Yesterday I stood with headphones and a microphone in the studio of Kauai Community Radio asking every listener to make a phone call and donate money to the station. Across the board from me was the host of an eclectic show that features music, musings, poetry and inspired words to enlighten.
This DJ is ringing bells and calling in the angels while I’ll repeat the phone number to call. Usually, this radio show is stretching toward the realms of the Divine. Today, I’m grounding the conversation in tallies and cold hard cash, making requests for thousands of dollars.

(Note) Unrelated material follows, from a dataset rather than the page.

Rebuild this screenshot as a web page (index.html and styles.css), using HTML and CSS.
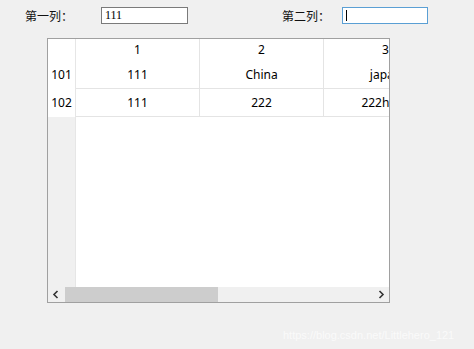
FILE: index.html
```html
<!DOCTYPE html>
<html lang="zh-CN">
<head>
    <meta charset="UTF-8">
    <meta name="viewport" content="width=device-width, initial-scale=1.0">
    <title>QTableWidget</title>
    <link rel="stylesheet" href="styles.css">
</head>
<body>
    <div class="form-row">
        <span class="label first-label">第一列：</span>
        <input type="text" class="field" value="111">
        <span class="label second-label">第二列：</span>
        <div class="field focused"><span class="caret"></span></div>
    </div>
    <div class="table-frame">
        <div class="table-area">
            <div class="row-header">
                <div class="corner"></div>
                <div class="row-num">101</div>
                <div class="row-num">102</div>
                <div class="row-rest"></div>
            </div>
            <div class="table-body">
                <div class="grid-row head">
                    <div class="cell">1</div>
                    <div class="cell">2</div>
                    <div class="cell">3</div>
                </div>
                <div class="grid-row data">
                    <div class="cell">111</div>
                    <div class="cell">China</div>
                    <div class="cell">japan</div>
                </div>
                <div class="grid-row data">
                    <div class="cell">111</div>
                    <div class="cell">222</div>
                    <div class="cell">222hello</div>
                </div>
            </div>
        </div>
        <div class="hscroll">
            <div class="arrow">
                <svg width="8" height="9" viewBox="0 0 8 9"><path d="M5.5 1 L2 4.5 L5.5 8" fill="none" stroke="#333" stroke-width="1.6"/></svg>
            </div>
            <div class="track"><div class="thumb"></div></div>
            <div class="arrow">
                <svg width="8" height="9" viewBox="0 0 8 9"><path d="M2.5 1 L6 4.5 L2.5 8" fill="none" stroke="#333" stroke-width="1.6"/></svg>
            </div>
        </div>
    </div>
    <div class="watermark">https://blog.csdn.net/Littlehero_121</div>
</body>
</html>
```

FILE: styles.css
```css
body {
    margin: 0;
    background: #f0f0f0;
    font-family: "Noto Sans", "Noto Sans CJK SC", sans-serif;
    font-size: 12px;
    color: #000;
    width: 474px;
    height: 349px;
    overflow: hidden;
}
.form-row {
    display: flex;
    align-items: center;
    height: 17px;
    padding-top: 7px;
}
.label {
    font-family: "Noto Sans CJK SC", sans-serif;
    font-size: 12px;
    line-height: 17px;
    color: #111;
}
.first-label {
    margin-left: 25px;
    width: 76px;
}
.second-label {
    margin-left: 94px;
    width: 60px;
}
.field {
    box-sizing: border-box;
    width: 87px;
    height: 17px;
    margin: 0;
    padding: 0 3px;
    border: 1px solid #7a7a7a;
    background: #fff;
    font-family: "Liberation Serif", serif;
    font-size: 12px;
    color: #000;
    outline: none;
}
.focused {
    width: 86px;
    border-color: #5a9fd4;
    display: flex;
    align-items: center;
}
.caret {
    width: 1px;
    height: 11px;
    background: #000;
}
.table-frame {
    box-sizing: border-box;
    margin: 14px 0 0 47px;
    width: 343px;
    height: 265px;
    border: 1px solid #a0a0a0;
    background: #fff;
    display: flex;
    flex-direction: column;
}
.table-area {
    flex: 1;
    display: flex;
    overflow: hidden;
}
.row-header {
    width: 27px;
    border-right: 1px solid #e6e6e6;
    display: flex;
    flex-direction: column;
}
.corner {
    height: 22px;
    background: #fff;
}
.row-num {
    height: 28px;
    line-height: 28px;
    text-align: center;
    background: #fff;
}
.row-rest {
    flex: 1;
    background: #f0f0f0;
}
.table-body {
    flex: 1;
    overflow: hidden;
}
.grid-row {
    display: flex;
    width: 400px;
}
.head {
    height: 22px;
    line-height: 22px;
}
.data {
    height: 27px;
    line-height: 28px;
    border-bottom: 1px solid #e4e4e4;
}
.cell {
    flex: 0 0 123px;
    border-right: 1px solid #e4e4e4;
    text-align: center;
    white-space: nowrap;
    overflow: hidden;
}
.hscroll {
    height: 15px;
    display: flex;
    background: #f0f0f0;
}
.arrow {
    width: 16px;
    display: flex;
    align-items: center;
    justify-content: center;
}
.track {
    flex: 1;
    display: flex;
    align-items: stretch;
}
.thumb {
    width: 153px;
    margin-left: 1px;
    background: #cdcdcd;
}
.watermark {
    margin: 26px 0 0 283px;
    font-family: "Liberation Sans", sans-serif;
    font-size: 11px;
    color: #fafafa;
}
```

The host reads Hafiz, reminding listeners of the The Friend. When the poem is complete, he mentions that inside the book jacket, the translator, Daniel Ladinsky, has made a dedication to avatar, Meher Baba. As we’re live, on the air, he hands me the 1937 photograph of the guru, standing in Cannes, France. He is by a tree, smiling in white, hair flowing. So often when I gaze upon photos of this man, waves of sensation run through my body. A visceral reaction that defies rationalization, one I have never fully understood.

I stand looking at the saint, reverberating in the high prose of Hafiz, and I repeat into the mic that the radio station has less than two hours to reach its goal of $50,000. I announce the phone number again. I mention the tax-deductible aspect of their donation. I try to bridge the worlds of the practical and the ethereal as the host rings those om-engraved chimes one more time.

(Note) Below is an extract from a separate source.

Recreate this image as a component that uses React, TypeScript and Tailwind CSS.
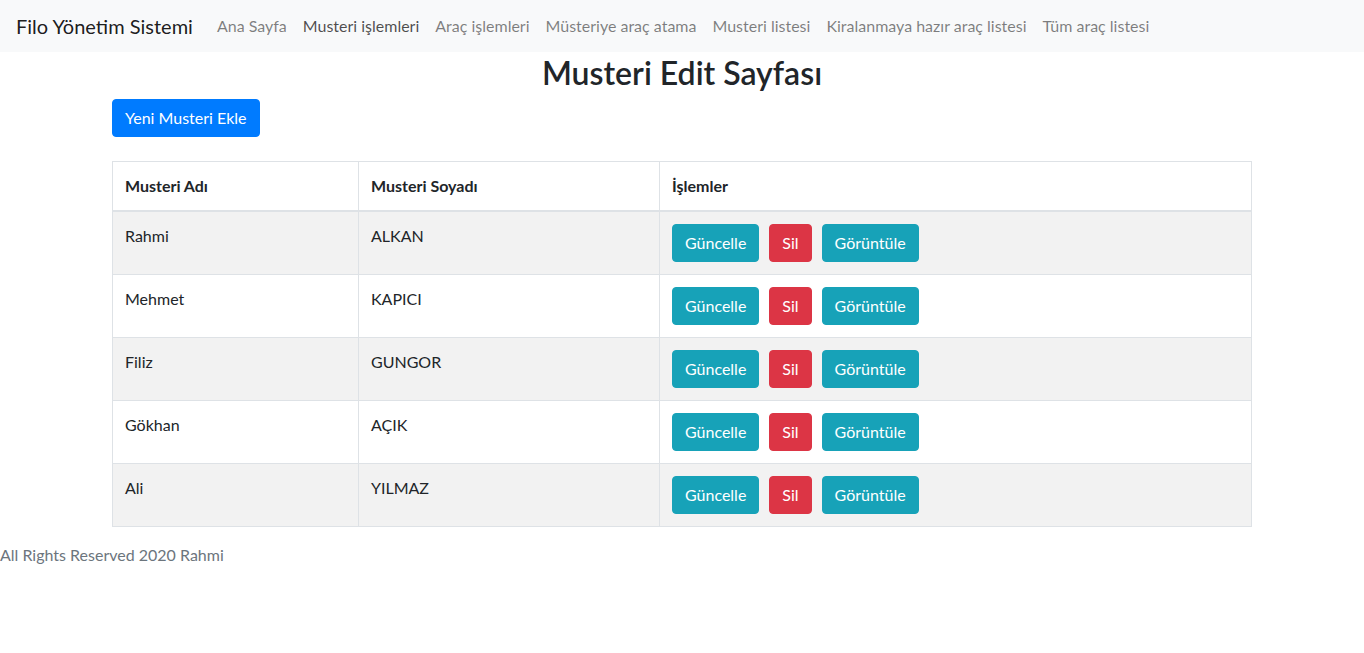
import React from "react";

const links = [
  "Ana Sayfa",
  "Musteri işlemleri",
  "Araç işlemleri",
  "Müsteriye araç atama",
  "Musteri listesi",
  "Kiralanmaya hazır araç listesi",
  "Tüm araç listesi",
];

const customers = [
  { ad: "Rahmi", soyad: "ALKAN" },
  { ad: "Mehmet", soyad: "KAPICI" },
  { ad: "Filiz", soyad: "GUNGOR" },
  { ad: "Gökhan", soyad: "AÇIK" },
  { ad: "Ali", soyad: "YILMAZ" },
];

export default function App() {
  return (
    <div className="min-h-screen bg-white font-['Segoe_UI','Lato',sans-serif] text-base leading-6 text-[#212529]">
      <nav className="flex h-[52px] items-center bg-[#f8f9fa] px-4">
        <a href="#" className="mr-4 text-xl leading-[30px] text-black/90">
          Filo Yönetim Sistemi
        </a>
        <ul className="flex">
          {links.map((l, i) => (
            <li key={l}>
              <a href="#" className={`block px-2 py-2 ${i === 1 ? "text-black/70" : "text-black/50"}`}>
                {l}
              </a>
            </li>
          ))}
        </ul>
      </nav>

      <main className="mx-auto w-[1170px] px-[15px]">
        <h2 className="mb-[7px] pt-[2px] text-center text-[32px] font-semibold leading-[38px]">Musteri Edit Sayfası</h2>
        <button className="rounded border border-[#007bff] bg-[#007bff] px-3 py-1.5 text-white">Yeni Musteri Ekle</button>

        <table className="mb-4 mt-6 w-full border-collapse border border-[#dee2e6] text-left">
          <thead>
            <tr>
              <th className="w-[246px] border border-b-2 border-[#dee2e6] p-3 font-bold">Musteri Adı</th>
              <th className="w-[301px] border border-b-2 border-[#dee2e6] p-3 font-bold">Musteri Soyadı</th>
              <th className="border border-b-2 border-[#dee2e6] p-3 font-bold">İşlemler</th>
            </tr>
          </thead>
          <tbody>
            {customers.map((c, i) => (
              <tr key={c.ad} className={i % 2 === 0 ? "bg-[#f2f2f2]" : ""}>
                <td className="border border-[#dee2e6] p-3 align-top">{c.ad}</td>
                <td className="border border-[#dee2e6] p-3 align-top">{c.soyad}</td>
                <td className="border border-[#dee2e6] p-3 align-top">
                  <div className="flex gap-[10px]">
                    <button className="rounded border border-[#17a2b8] bg-[#17a2b8] px-3 py-1.5 text-white">Güncelle</button>
                    <button className="rounded border border-[#dc3545] bg-[#dc3545] px-3 py-1.5 text-white">Sil</button>
                    <button className="rounded border border-[#17a2b8] bg-[#17a2b8] px-3 py-1.5 text-white">Görüntüle</button>
                  </div>
                </td>
              </tr>
            ))}
          </tbody>
        </table>
      </main>

      <footer className="text-[#6c757d]">All Rights Reserved 2020 Rahmi</footer>
    </div>
  );
}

He cuts to music and I stand with Meher Baba, black and white, in France. The phones are ringing in the studio and volunteers are bustling about. What is it about this man?
Perhaps it has something to do with the fact that Rex had been staying at his ashram in India for months before landing back on the island into my arms, so many years ago. Like many devotees, he carried multiple photographs of his guide and I was surrounded by pictures of the man that gazed at me through the rose and sandalwood incense Rex burned in his honor.
On Rex’s second day back home, the day we conceived Jeb, it was Meher Baba that gazed at me from a necklace around his neck, smiling in unconditional love as spermatozoa met ovum.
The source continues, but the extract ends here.